• _Exercise task_: Starting at the first line of the data, please print exactly those lines through the one that holds "import React from", omitting every picture.

• _Given material_:
══════

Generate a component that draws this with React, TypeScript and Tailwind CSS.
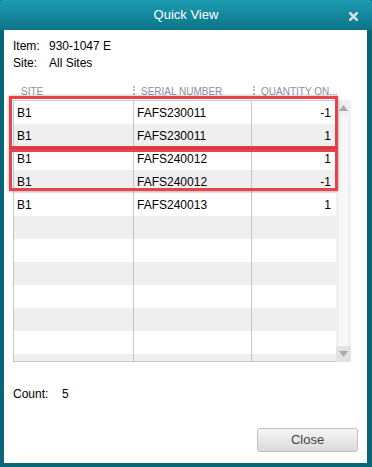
import React from "react";

const rows = [
  { site: "B1", serial: "FAFS230011", qty: "-1" },
  { site: "B1", serial: "FAFS230011", qty: "1" },
  { site: "B1", serial: "FAFS240012", qty: "1" },
  { site: "B1", serial: "FAFS240012", qty: "-1" },
  { site: "B1", serial: "FAFS240013", qty: "1" },
];

const filler = Array.from({ length: 7 }, () => ({ site: "", serial: "", qty: "" }));

function HeaderSep() {
  return <div className="h-[12px] w-0 border-l-2 border-dotted border-[#b5b8c2]" />;
}

export default function App() {
  const all = [...rows, ...filler];
  return (
    <div
      className="flex h-[467px] w-[372px] flex-col bg-[#0a6676] pb-[4px] pl-[4px] pr-[5px]"
      style={{ fontFamily: '"Liberation Sans", Arial, sans-serif' }}
    >
      {/* title bar */}
      <div className="relative -ml-[4px] -mr-[5px] flex h-[30px] shrink-0 items-center justify-center rounded-t-[3px] bg-gradient-to-b from-[#1c9cb2] to-[#0d7487]">
        <span className="text-[13px] text-white">Quick View</span>
        <svg className="absolute right-[14px] top-[12px]" width="9" height="9" viewBox="0 0 9 9">
          <path d="M1.2 1.2 L7.8 7.8 M7.8 1.2 L1.2 7.8" stroke="#d9e0e3" strokeWidth="2.6" strokeLinecap="square" />
        </svg>
      </div>

      <div className="flex flex-1 flex-col bg-white px-[9px] pt-[8px] pb-[11px] text-[12px] text-black">
        <div className="flex leading-[17px]">
          <span className="w-[36px]">Item:</span>
          <span>930-1047 E</span>
        </div>
        <div className="flex leading-[17px]">
          <span className="w-[36px]">Site:</span>
          <span>All Sites</span>
        </div>

        {/* column headers */}
        <div className="mt-[11px] flex h-[17px] items-center text-[10px] uppercase text-[#8a8fa2]">
          <div className="flex w-[120px] items-center pl-[8px]">SITE</div>
          <HeaderSep />
          <div className="flex w-[118px] items-center pl-[6px]">Serial Number</div>
          <HeaderSep />
          <div className="pl-[6px]">Quantity On...</div>
        </div>

        {/* grid */}
        <div className="relative flex w-[338px]">
          <div className="h-[262px] w-[323px] overflow-hidden border border-r-0 border-[#c6c6c6]">
            {all.map((r, i) => (
              <div
                key={i}
                className={`flex h-[23px] items-center ${i % 2 === 1 ? "bg-[#efefef]" : "bg-white"}`}
              >
                <div className="flex h-full w-[120px] items-center border-r border-[#c6c6c6] pl-[3px]">{r.site}</div>
                <div className="flex h-full w-[118px] items-center border-r border-[#c6c6c6] pl-[3px]">{r.serial}</div>
                <div className="flex h-full flex-1 items-center justify-end pr-[5px]">{r.qty}</div>
              </div>
            ))}
          </div>
          {/* scrollbar */}
          <div className="flex h-[262px] w-[15px] flex-col bg-[#f0f0f0]">
            <div className="flex h-[16px] items-center justify-center">
              <svg width="9" height="6" viewBox="0 0 9 6">
                <path d="M4.5 0 L9 6 L0 6 Z" fill="#a9a9a9" />
              </svg>
            </div>
            <div className="mx-auto w-[9px] flex-1 bg-[#f7f7f7]" />
            <div className="flex h-[16px] items-center justify-center bg-[#e2e2e2]">
              <svg width="9" height="6" viewBox="0 0 9 6">
                <path d="M0 0 L9 0 L4.5 6 Z" fill="#a9a9a9" />
              </svg>
            </div>
          </div>

          {/* annotation boxes */}
          <div className="absolute -left-[4px] -top-[4px] h-[53px] w-[329px] border-[3px] border-[#e8424a] shadow-[0_0_3px_rgba(0,0,0,0.35)]" />
          <div className="absolute -left-[4px] top-[49px] h-[42px] w-[329px] border-[3px] border-[#e8424a] shadow-[0_0_3px_rgba(0,0,0,0.35)]" />
        </div>

        <div className="mt-[24px] flex leading-[17px]">
          <span className="w-[49px]">Count:</span>
          <span>5</span>
        </div>

        <div className="mt-auto flex justify-end">
          <button className="h-[24px] w-[101px] rounded-[3px] border border-[#c2c2c2] bg-gradient-to-b from-[#f6f6f6] to-[#dadada] text-[13px] text-[#454545]">
            Close
          </button>
        </div>
      </div>
    </div>
  );
}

══════

• _Result for this exercise_:
Generate a component that draws this with React, TypeScript and Tailwind CSS.
import React from "react";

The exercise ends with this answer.